I’m still interested in seeing how you’ll make this work and how the software will deal with this. I guess you’ll use it in RDMA-like fashion with inter-nodes memory mapping and probably some inter-node interrupts, but this does require specific drivers and software.
Another approach (but more expensive, yet probably more scalable) could be to connect a 25GbE NIC to the PCIe port, and have them all interconnected with a 8x25GbE switch, such as Marvell’s 98dx7308. This way it becomes totally standard again, at an extra cost. But for latency it’s obviously different, as a single 4kB page would take 1.3 microseconds of serialization time vs 1 microsecond with raw PCIe. However the latency remains the same between all nodes, it’s no more a daisy chain mode, so there are pros and cons.
RDMA is our further plan. We’re focusing on the IP-over-PCIe driver, which is not that good on the performance but is easier to understand by users and compatible with existing software.
OK thanks Martin for the explanation. I’ll have a look at your doc once available. I’m not aware of any standard way to transport IP over PCIe, and am quite curious about your design, which is in part why I’m a bit insistent here. There’s no rush for me but I just want to be sure this will eventually be documented.
Hey, may I ask if your team comes from China? If so, I’d like get in contact with you to order some boards in a more direct way, rather than crowdfunding.
We’re located in Shenzhen, and welcome to contact us directly. But for retail, this batch of boards must be sold exclusively via Mouser.
Mixtile has posted a FAQ on Crowd Supply, and the reason for the lack of hardware with 32GB RAM is the supply chain:
It remains a really nice board, especially with the included full-size heatsink. Still too bad Linux is not the focus for now (but as usual, rockchip’s more to blame for not having started to mainline their 3588 code).
According to their calculation, a board would consume 20W at full load, that starts to become non-negligible, and one must pay serious attention to the cooling!
We have changed our roadmap according to the majority’s feedback. The Mixtile Blade 3 will ship with Debian 11 preloaded.

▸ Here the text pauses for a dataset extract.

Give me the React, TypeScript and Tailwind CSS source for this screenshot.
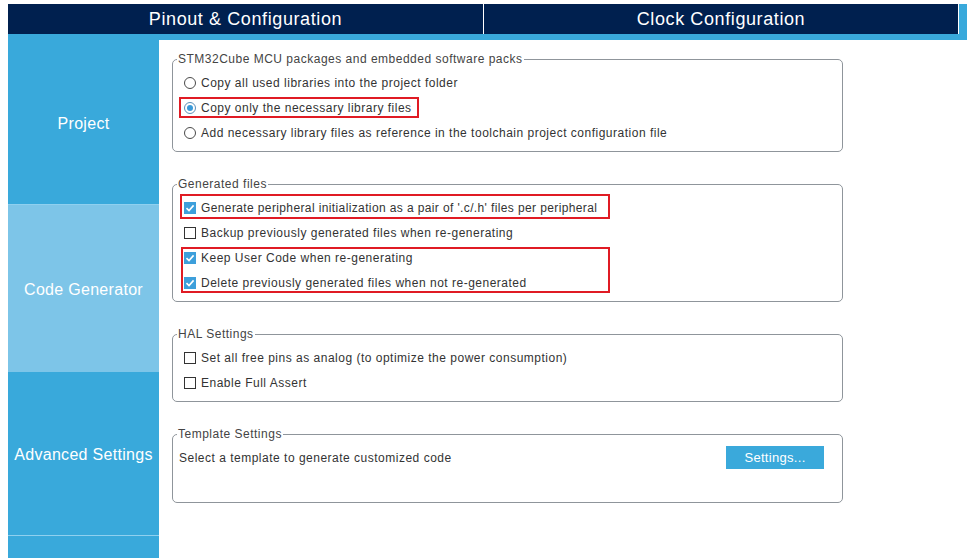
import React from 'react';

const font = "font-['Liberation_Sans',Arial,sans-serif]";

const Radio: React.FC<{ checked?: boolean }> = ({ checked }) =>
  checked ? (
    <span className="w-[12px] h-[12px] rounded-full border border-[#5c8fb8] bg-white flex items-center justify-center shrink-0">
      <span className="w-[6px] h-[6px] rounded-full bg-[#3a9ad9]" />
    </span>
  ) : (
    <span className="w-[12px] h-[12px] rounded-full border border-[#4a4a4a] bg-white shrink-0" />
  );

const Check: React.FC<{ checked?: boolean }> = ({ checked }) =>
  checked ? (
    <span className="w-[12px] h-[12px] bg-[#3d9fdb] flex items-center justify-center shrink-0">
      <svg width="10" height="10" viewBox="0 0 10 10" fill="none">
        <path d="M1.5 5.2 L4 7.6 L8.6 2.4" stroke="white" strokeWidth="1.6" />
      </svg>
    </span>
  ) : (
    <span className="w-[12px] h-[12px] border border-[#333] bg-white shrink-0" />
  );

const Row: React.FC<{ control: React.ReactNode; label: string; tight?: boolean }> = ({ control, label, tight }) => (
  <div className="h-[25px] flex items-center gap-[5px]">
    {control}
    <span className={`text-[12px] text-[#333] ${tight ? 'tracking-[0.38px]' : 'tracking-[0.5px]'}`}>{label}</span>
  </div>
);

const Group: React.FC<{ title: string; children: React.ReactNode; className?: string }> = ({
  title,
  children,
  className,
}) => (
  <fieldset className={`w-[671px] border border-[#8f959b] rounded-[5px] px-[11px] pb-[6px] ${className ?? ''}`}>
    <legend className="-ml-[7px] px-[1px] text-[12px] tracking-[0.5px] leading-[14px] text-[#444]">{title}</legend>
    <div className="pt-[4px]">{children}</div>
  </fieldset>
);

// red annotation frames drawn over the rows
const RedBox: React.FC<{ className: string }> = ({ className }) => (
  <span className={`absolute border-2 border-[#e01b24] pointer-events-none ${className}`} />
);

const SideItem: React.FC<{ label: string; active?: boolean; className: string }> = ({ label, active, className }) => (
  <div
    className={`flex items-center justify-center text-white text-[16px] tracking-[0.3px] ${
      active ? 'bg-[#7dc5e8]' : 'bg-[#39a9db]'
    } ${className}`}
  >
    {label}
  </div>
);

export default function App() {
  return (
    <div className={`w-[967px] h-[558px] bg-white pt-[4px] pl-[8px] overflow-hidden ${font}`}>
      <div className="flex h-[30px]">
        <div className="w-[475px] bg-[#00204f] text-white text-[18px] tracking-[0.6px] flex items-center justify-center">
          Pinout &amp; Configuration
        </div>
        <div className="w-px bg-white" />
        <div className="w-[474px] bg-[#00204f] text-white text-[18px] tracking-[0.6px] flex items-center justify-center">
          Clock Configuration
        </div>
        <div className="w-px bg-white" />
        <div className="flex-1 bg-[#39a9db]" />
      </div>
      <div className="h-[6px] bg-[#39a9db]" />

      <div className="flex h-[518px]">
        <div className="w-[151px] flex flex-col bg-[#39a9db]">
          <SideItem label="Project" className="h-[164px] pt-[3px]" />
          <SideItem label="Code Generator" active className="h-[168px] pt-[2px] border-t border-[#8fd0ef]" />
          <SideItem label="Advanced Settings" className="h-[163px] pt-[3px]" />
          <div className="flex-1 border-t border-[#8fd0ef]" />
        </div>

        <div className="pl-[13px] pt-[12px] flex flex-col gap-[25px]">
          <Group title="STM32Cube MCU packages and embedded software packs">
            <Row control={<Radio />} label="Copy all used libraries into the project folder" />
            <div className="relative">
              <RedBox className="-left-[5px] w-[240px] top-[2px] h-[21px]" />
              <Row control={<Radio checked />} label="Copy only the necessary library files" />
            </div>
            <Row
              control={<Radio />}
              label="Add necessary library files as reference in the toolchain project configuration file"
            />
          </Group>

          <Group title="Generated files">
            <div className="relative">
              <RedBox className="-left-[4px] w-[430px] -top-[1px] h-[25px]" />
              <Row
                control={<Check checked />}
                tight
                label="Generate peripheral initialization as a pair of '.c/.h' files per peripheral"
              />
            </div>
            <Row control={<Check />} label="Backup previously generated files when re-generating" />
            <div className="relative">
              <RedBox className="-left-[3px] w-[429px] top-[2px] h-[46px]" />
              <Row control={<Check checked />} label="Keep User Code when re-generating" />
              <Row control={<Check checked />} label="Delete previously generated files when not re-generated" />
            </div>
          </Group>

          <Group title="HAL Settings">
            <Row control={<Check />} label="Set all free pins as analog (to optimize the power consumption)" />
            <Row control={<Check />} label="Enable Full Assert" />
          </Group>

          <Group title="Template Settings" className="pb-[32px]">
            <div className="h-[25px] flex items-center justify-between -ml-[5px] pr-[7px]">
              <span className="text-[12px] tracking-[0.5px] text-[#333]">Select a template to generate customized code</span>
              <button className="w-[98px] h-[23px] bg-[#3aa9db] text-white text-[13px] tracking-[0.3px]">Settings...</button>
            </div>
          </Group>
        </div>
      </div>
    </div>
  );
}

At this point in time all you can due is glueing together Rockchip’s BSP kernel with some Linux userland (which is what we see in the SBC world since a decade now and what led to some of us improving things).
Devs will measure you on how easy it will be to compile the kernel, build drivers (Linux headers available and working) and so on.
Thanks, that effort will be much appreciated and should bring quite some value to your product by making it immediately more usable.
Rest assured that there are several phases when selling such bleeding edge products. First, people are impressed and brag everywhere to show the shiny new nice product they just bought. Second they face issues and start to report them. And third if they see they can’t get fixes quickly due to some crappy BSP that’s out of your control, and particularly if that issue is already fixed in mainline but they can’t use a fixed kernel on their board, they’ll start to complain loud (which is understandable when they put quite some money in a cluster). Thus you’ll need to be responsive from the beginning, and try not to depend too much on RK to fix bugs because it’s not exactly their specialty :-/
Good luck with your original and innovative product!
Without Linux support, it is no attractive choice.
Does preload Debian 11 make it more attractive?
Simple benchmark: will your Debian ship with
I would believe the answer is 1) since upstream Debian kernel doesn’t support the hardware and you most probably lack the resources to patch up RK’s BSP kernel to latest LTS version to fix a lot of security exploits on the way?
Let’s wait and see, Thomas. There are quite a few vendors arriving with RK3588, with a bit of luck each of them will fix one bug or another and in the end a non-official fork of RK’s BSP will appear on github, like it did for 3288 or 3399 long ago. That’s not an enviable situation but it’s less risky than seeing a single vendor choosing one chip. We’d definitely need NXP to make A76 or higher. At least they do get 100% functional mainline kernels and do not annoy users with crappy and insecure BSPs.
If they rally want this as blade board they should keep it as simple as possible.
NO HDMI in and out. Just one ethernet, NO GPIO and other useless stuff and board should be smaller as possible, Just compute blade board
> If they rally want this as blade board they should keep it as simple as possible
They do not (read the other use cases this board is advertised for). While RK3588 might be the SBC SoC with highest CPU horsepower from the ‘somewhat affordable’ category it’s not that impressive so IMO it makes sense to be able to use media capabilities as well.
Given the consumption under full load there are hard thermal limits for cramping as much such boards into a rack unit anyway.
We have another model (for high-density servers only) of Blade 3 with the same size but no RJ45/HDMI/USB-C/GPIO/eMMC. It boots from SPI flash and then joins the cluster.